The indefiniteness, no matter how mild for those noticing-it-forever, must be incalculably worse than any determinate span we might compare it to. This, if the hardliners care to be canonically consistent.

When value/disvalue is so tidily reducible to qualia as such, its fluidity conquers all. There is no cardinal (or ordinal) disentanglement to be had. Ever. Spooky stuff.


To recap:

Without lexical-orderings between stages of suffering, or with bads-over-goods, attempts to distinguish moral standings across mind-bending vastness are moot on arrival. Hyperactive aggregation would see moral agents fixate on the expected summed goodness [final value] and halt expected summed badness [final disvalue] above all else. Included in the All Else are oodles of noise-over-signal, though there is discernible signal-over-noise, like the distribution of harms/benefits for all individuals. If permanence is categorically worse than impermanence, it remains so regardless of the distributed welfare-levels for each subject.

It's one thing to believe that sentience resembles an uncontainable fire that is best left unlit, or the sort of fire that, though at times perfectly containable, should by no means be lit flippantly. That's certainly my conclusion, and frequenters of this blog are familiar with the non-categorical lines of reasoning I employ to reach it.

But it's something else altogether to believe that sentient life is all downside potential, no matter what, and to bake in those sweeping accounts of downside potential in your rankings of outcomes. That's the immodest stance with the categorical line of reasoning, and it ushers in ostensibly savage approaches to means/ends calibrations. In principle, the calibrations can recommend short-lived tragedy, not only when the lone alternative is a lived eternity that's merely meh, but also in the face of a lone alternative that sees a paradisiacal eternity with needs/wants still spinning on the proverbial hamster wheel.

***

Note: Consequentialism and aggregationism are standardly thought of as interchangeable theories. An understandable mistake. Few well-known consequentialists speak out against the principle of uninterrupted tallies. Only sufficientarian slants on consequentialism are susceptible to an interruptible tally that distorts the above-feared calibrations adequately enough. At least on first glance, the principle of sufficiency seems capable of this.



I've briefly considered sufficientarianism in the past, but always passed on it for reasons most consequentialists cite; it struck me as kooky to tolerate humongous spikes in overall disutility just to secure [allegedly] small gains for those stuck a jot or two below the sufficiency threshold (to see them lifted a jot or two above it). If every threshold is 100% arbitrarily designated, or is oddly narrow, this is a powerful objection indeed. Still, I hope to challenge it in an upcoming post. In the past, I thought it out of question to even try, as I operated on the amateurish premise that the drawbacks of 'arbitrariness' would not persist ceaselessly.

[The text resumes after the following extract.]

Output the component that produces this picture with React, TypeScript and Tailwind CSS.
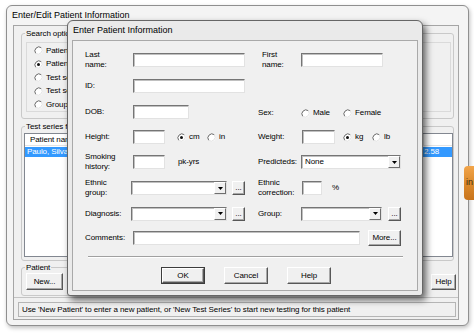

If they do persist forever and ever, so do the upsides, which seems to capture the pro-mediocrity valuation I'm after.

At any rate, consequentialism's leading figures haven't felt any pressure to adjourn aggregation in similarly circumscribed contexts. The ones who have, are far from influential. It's so badly skewed, I can't come up with any big name counterexamples off the top of my head. To be expected, as all classical consequentialist theories have stuck to the aggregative script from A to Z. There was no room whatsoever for disaggregation, because 'disaggregating' the good was seen as a departure from 'identifying' outcomes-as-the-good.

Sufficientarianism is the ugly duckling... the black sheep... so bring it on.